Your task: Read the records below and copy each line that contains "index".

Material provided:
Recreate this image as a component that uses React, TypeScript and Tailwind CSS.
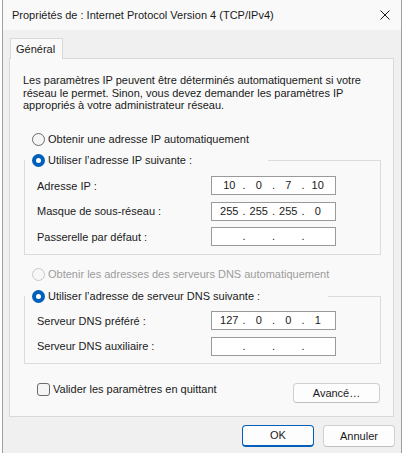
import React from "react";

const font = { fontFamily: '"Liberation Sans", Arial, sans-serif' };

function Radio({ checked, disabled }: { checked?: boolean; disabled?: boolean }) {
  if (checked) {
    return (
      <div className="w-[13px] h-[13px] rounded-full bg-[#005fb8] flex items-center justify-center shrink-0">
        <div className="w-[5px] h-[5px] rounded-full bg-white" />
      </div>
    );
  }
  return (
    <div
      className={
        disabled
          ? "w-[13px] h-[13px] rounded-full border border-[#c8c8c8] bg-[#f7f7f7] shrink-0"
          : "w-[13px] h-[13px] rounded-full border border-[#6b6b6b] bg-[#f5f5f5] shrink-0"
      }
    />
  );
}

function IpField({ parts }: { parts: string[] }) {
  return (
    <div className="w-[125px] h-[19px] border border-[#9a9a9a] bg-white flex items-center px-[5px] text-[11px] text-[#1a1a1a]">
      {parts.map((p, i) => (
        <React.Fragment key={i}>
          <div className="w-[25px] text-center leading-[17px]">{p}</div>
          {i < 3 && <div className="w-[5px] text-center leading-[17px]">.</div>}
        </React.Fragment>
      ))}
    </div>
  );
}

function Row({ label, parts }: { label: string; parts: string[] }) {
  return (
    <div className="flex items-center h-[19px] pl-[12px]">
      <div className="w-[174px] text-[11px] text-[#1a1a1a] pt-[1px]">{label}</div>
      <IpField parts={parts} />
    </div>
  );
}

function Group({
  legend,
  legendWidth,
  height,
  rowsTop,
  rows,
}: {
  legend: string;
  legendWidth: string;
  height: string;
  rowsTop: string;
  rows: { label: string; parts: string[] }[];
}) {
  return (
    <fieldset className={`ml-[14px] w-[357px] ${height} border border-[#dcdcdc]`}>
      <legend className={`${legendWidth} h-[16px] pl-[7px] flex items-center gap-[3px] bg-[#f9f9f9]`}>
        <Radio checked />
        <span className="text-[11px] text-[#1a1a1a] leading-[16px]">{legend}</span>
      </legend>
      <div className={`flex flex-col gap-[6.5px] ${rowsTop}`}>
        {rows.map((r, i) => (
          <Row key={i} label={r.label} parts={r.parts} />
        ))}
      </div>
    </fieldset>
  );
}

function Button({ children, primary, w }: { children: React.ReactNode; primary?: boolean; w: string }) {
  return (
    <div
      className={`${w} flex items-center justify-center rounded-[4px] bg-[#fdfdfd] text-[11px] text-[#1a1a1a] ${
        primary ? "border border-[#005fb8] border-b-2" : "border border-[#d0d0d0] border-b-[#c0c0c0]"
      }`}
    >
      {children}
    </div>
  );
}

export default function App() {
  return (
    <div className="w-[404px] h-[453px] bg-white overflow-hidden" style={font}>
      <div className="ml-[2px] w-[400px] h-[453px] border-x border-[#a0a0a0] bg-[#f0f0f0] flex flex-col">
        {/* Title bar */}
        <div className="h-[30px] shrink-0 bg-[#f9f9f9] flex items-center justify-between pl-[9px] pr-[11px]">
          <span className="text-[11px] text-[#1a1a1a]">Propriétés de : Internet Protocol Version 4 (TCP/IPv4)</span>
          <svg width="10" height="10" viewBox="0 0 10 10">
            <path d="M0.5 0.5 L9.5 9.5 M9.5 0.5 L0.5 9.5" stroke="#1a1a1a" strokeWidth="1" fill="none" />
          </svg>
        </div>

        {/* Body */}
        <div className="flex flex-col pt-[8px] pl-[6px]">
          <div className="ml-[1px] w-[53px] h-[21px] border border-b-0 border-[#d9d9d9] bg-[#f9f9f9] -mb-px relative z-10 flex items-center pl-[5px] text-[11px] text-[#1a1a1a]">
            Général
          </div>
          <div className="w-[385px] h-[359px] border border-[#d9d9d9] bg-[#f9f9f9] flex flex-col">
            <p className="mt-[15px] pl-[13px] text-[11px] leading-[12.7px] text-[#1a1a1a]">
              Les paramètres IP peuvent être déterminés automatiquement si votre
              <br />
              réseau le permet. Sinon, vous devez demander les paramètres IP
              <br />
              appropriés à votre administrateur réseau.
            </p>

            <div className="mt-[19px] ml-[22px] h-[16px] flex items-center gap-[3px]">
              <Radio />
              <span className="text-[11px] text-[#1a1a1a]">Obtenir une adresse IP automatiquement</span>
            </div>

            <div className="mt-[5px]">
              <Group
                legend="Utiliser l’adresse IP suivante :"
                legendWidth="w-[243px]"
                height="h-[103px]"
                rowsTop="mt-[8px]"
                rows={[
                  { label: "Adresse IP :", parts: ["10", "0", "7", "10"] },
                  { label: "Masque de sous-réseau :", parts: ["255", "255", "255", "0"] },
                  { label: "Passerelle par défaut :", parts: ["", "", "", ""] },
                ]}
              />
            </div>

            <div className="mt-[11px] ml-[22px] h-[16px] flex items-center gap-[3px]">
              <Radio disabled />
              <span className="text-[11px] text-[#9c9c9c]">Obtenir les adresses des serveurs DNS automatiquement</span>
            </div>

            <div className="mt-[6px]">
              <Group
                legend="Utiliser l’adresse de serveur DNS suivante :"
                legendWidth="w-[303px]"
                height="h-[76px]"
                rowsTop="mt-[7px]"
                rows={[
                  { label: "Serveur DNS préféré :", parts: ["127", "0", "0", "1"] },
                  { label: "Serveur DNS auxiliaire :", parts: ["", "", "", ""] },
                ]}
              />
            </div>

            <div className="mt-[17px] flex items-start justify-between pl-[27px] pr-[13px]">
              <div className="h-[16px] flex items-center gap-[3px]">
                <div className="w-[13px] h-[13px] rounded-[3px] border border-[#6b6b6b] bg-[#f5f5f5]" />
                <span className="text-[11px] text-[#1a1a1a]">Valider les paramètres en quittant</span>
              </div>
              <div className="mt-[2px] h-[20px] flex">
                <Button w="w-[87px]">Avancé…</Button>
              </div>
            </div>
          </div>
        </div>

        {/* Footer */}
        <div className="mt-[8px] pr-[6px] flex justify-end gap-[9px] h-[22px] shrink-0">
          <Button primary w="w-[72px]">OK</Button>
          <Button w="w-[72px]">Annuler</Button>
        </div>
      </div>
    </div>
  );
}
---
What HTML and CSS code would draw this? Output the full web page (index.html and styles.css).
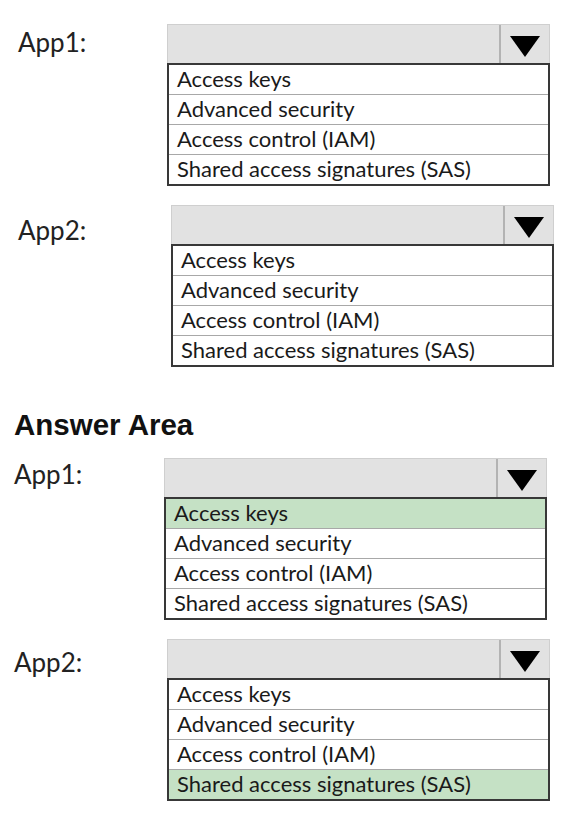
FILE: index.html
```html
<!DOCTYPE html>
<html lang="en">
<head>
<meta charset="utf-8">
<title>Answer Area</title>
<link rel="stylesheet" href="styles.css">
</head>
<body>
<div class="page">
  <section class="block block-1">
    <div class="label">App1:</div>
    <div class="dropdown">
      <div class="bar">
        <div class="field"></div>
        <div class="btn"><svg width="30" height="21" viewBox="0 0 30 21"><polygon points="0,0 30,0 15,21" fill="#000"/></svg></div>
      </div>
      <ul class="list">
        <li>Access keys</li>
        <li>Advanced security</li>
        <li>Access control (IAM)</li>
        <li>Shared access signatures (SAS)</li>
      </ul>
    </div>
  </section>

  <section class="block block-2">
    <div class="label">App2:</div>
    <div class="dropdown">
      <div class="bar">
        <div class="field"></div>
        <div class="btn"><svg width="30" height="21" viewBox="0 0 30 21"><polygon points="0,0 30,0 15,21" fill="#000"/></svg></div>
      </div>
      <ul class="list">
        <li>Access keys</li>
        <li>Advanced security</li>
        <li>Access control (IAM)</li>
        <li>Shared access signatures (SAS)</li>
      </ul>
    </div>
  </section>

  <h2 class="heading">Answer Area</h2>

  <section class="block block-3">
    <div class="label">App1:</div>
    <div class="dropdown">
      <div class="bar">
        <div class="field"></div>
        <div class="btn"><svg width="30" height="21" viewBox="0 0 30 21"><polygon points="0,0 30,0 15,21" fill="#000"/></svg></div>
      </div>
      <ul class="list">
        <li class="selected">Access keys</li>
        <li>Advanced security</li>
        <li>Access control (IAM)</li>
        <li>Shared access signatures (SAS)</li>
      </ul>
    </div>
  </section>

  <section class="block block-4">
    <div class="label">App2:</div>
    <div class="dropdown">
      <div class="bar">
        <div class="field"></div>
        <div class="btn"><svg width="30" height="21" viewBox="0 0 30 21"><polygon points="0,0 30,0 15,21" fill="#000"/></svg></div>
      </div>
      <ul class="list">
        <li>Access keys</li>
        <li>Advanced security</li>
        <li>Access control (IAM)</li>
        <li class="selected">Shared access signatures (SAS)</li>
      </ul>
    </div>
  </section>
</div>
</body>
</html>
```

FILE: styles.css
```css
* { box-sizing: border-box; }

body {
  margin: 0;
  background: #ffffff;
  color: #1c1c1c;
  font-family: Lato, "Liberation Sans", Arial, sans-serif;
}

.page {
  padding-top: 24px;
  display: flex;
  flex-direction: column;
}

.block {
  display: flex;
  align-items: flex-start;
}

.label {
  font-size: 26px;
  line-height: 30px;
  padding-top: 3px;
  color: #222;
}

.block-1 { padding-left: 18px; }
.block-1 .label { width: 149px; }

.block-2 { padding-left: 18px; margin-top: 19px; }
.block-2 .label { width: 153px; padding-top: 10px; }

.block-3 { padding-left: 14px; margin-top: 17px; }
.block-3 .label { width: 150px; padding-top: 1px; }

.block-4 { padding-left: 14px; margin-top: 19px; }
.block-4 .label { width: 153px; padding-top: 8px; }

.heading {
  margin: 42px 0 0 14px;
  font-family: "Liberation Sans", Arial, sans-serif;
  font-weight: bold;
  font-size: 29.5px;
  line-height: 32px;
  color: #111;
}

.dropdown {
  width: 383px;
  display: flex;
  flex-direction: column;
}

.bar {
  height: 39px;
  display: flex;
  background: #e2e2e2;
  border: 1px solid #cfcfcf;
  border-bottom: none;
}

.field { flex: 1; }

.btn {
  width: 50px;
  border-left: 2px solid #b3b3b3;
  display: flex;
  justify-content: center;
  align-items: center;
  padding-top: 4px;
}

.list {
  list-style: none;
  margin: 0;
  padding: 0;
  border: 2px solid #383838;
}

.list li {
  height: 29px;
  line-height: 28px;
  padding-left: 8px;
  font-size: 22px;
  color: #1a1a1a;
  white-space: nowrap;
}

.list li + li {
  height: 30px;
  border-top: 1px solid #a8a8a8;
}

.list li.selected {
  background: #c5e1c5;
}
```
==
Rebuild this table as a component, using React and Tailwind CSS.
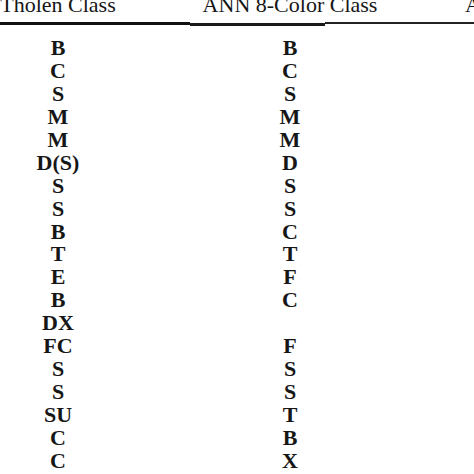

Written answer:
What HTML and CSS code would draw this? Output the full web page (index.html and styles.css).
FILE: index.html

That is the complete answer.